ARQ (2016) poster

ARQ (2016)

Rating:


USA. 2016.

Crew

Director/Screenplay – Tony Elliott, Producers – John Finemore, Kyle Franke & Mason Novick, Photography – Daniel Grant, Music – Keegan Jessamy & Bryce Mitchell, Visual Effects Supervisor – Kevin Chandoo, Visual Effects – Technicolor Toronto, Special Effects Supervisor – Derek Liscoumb, Production Design – Oleg Savytski. Production Company – Lost City Productions/XYZ Films/MXN Entertainment.

Cast

Robbie Amell (Renton), Rachael Taylor (Hannah), Shaun Benson (Sonny), Gray Powell (Father), Jacob Neayem (Brother), Adam Butcher (Cuz), Tantoo Cardinal (The Pope)


Plot

Renton, a former inventor for the Torus Corporation, wakes up at 6:16 am alongside Hannah, the former girlfriend who returned to him the night before. Just then, armed men burst in to demand scripts (money chips). Renton attempts to stop them but is killed. He then wakes up and it is 6:16 am again as the scenario plays itself out all over again. He realises that he is caught in a timeloop created by the ARQ (Arcing Recursive Quine) perpetual motion machine he has created, which repeats the same events every three hours and fourteen minutes. As Renton tries to alter events throughout the course of different versions of the scenario, he begins to discover that everything that is happening is not quite as it appears to be.

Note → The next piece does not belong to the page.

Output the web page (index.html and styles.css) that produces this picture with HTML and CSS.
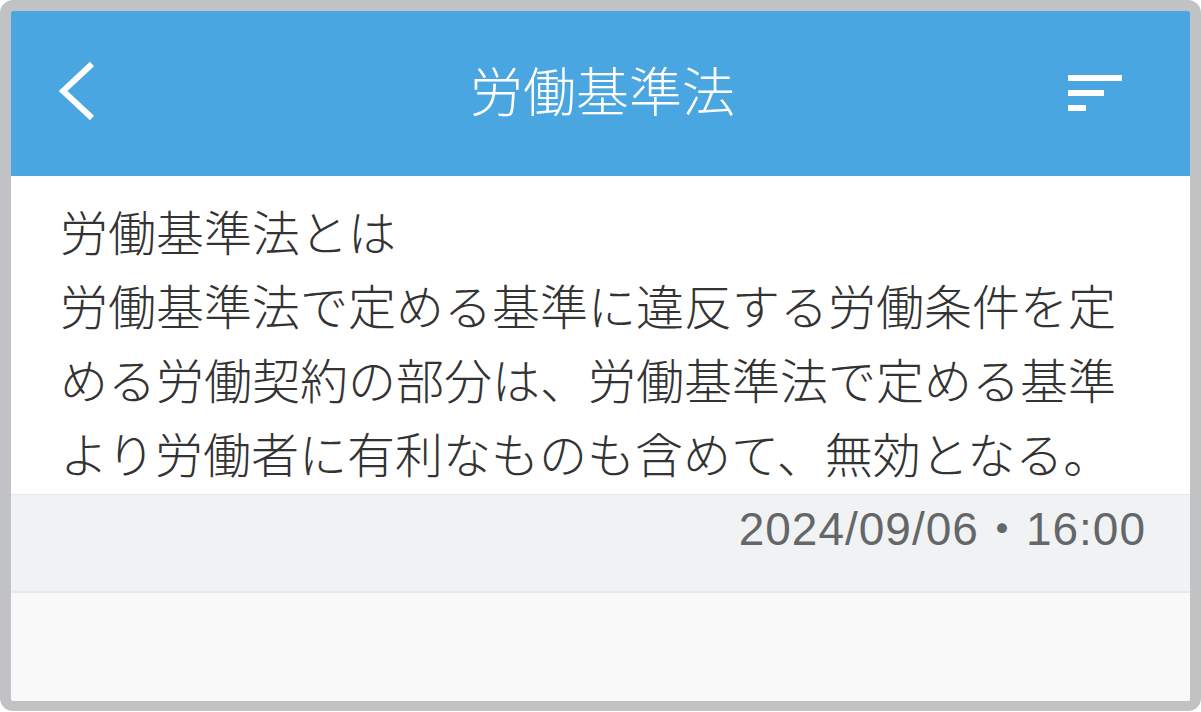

ARQ was a directorial debut for Canadian Tony Elliott. Elliott had previously worked as a story editor on Orphan Black (2013-7) – indeed claims that his at that point unproduced script for ARQ is what obtained him the job – and subsequently Hunters (2016), as well as a producer on 12 Monkeys (2015-8) and creator of the short-lived Trickster (2020). ARQ premiered at the Toronto International Film Festival and appeared soon after on Netflix.

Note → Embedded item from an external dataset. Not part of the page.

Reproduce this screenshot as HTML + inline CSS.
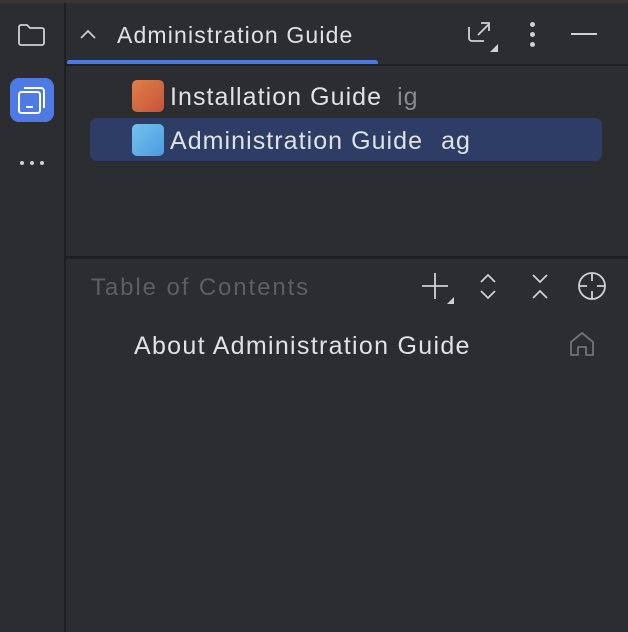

The timeloop film in which the protagonist finds themselves repeating (usually) the same day over and over again with minute variations first appeared in the comedy Groundhog Day (1993), which has become a classic. The basic idea has been repeated in a number of other films with the likes of 12:01 (1993), Retroactive (1997), Run Lola Run (1998), Naken (2000), The Last Day of Summer (2007), Repeaters (2010), Source Code (2011), Edge of Tomorrow (2014), Before I Fall (2017), Happy Death Day (2017), Naked (2017), Boss Level (2020), Palm Springs (2020), The Map of Tiny Perfect Things (2021) and Re/Member (2022), even two entire tv series with Day Break (2006-7) and Russian Doll (2019- ). For greater detail about Timeloop Films see Timeloop Films.

Scientist Robbie Amell and girlfriend Rachael Taylor caught in a timeloop in ARQ (2016)
Scientist Robbie Amell and girlfriend Rachael Taylor caught in a timeloop

Tony Elliott does a fairly good variant on what is starting to become an overused theme. For one, he economically contains the entire film to a single setting – Robbie Amell’s laboratory home (a warehouse location in Toronto) and only once goes outside of three rooms. Moreover, the cast is limited to two mildly known tv actors and a handful of heavies. Elliott has fun sketching out the basic scenario and then endlessly repeating it (as all the other timeloop films do). Unlike the other films, Elliott uses each repetition to provide a series of twists and turns as Robbie Amell starts to gain new information about the people around him and what is happening that aids him in the next go around. Although, unlike the others, this film reaches an unresolved ending.

In between this, Elliott constantly dangles hints of an interesting future – one where apples are nearly extinct, there are no birds, people need to wear air filter masks, Australia is a radioactive wasteland and corporations dominate the world.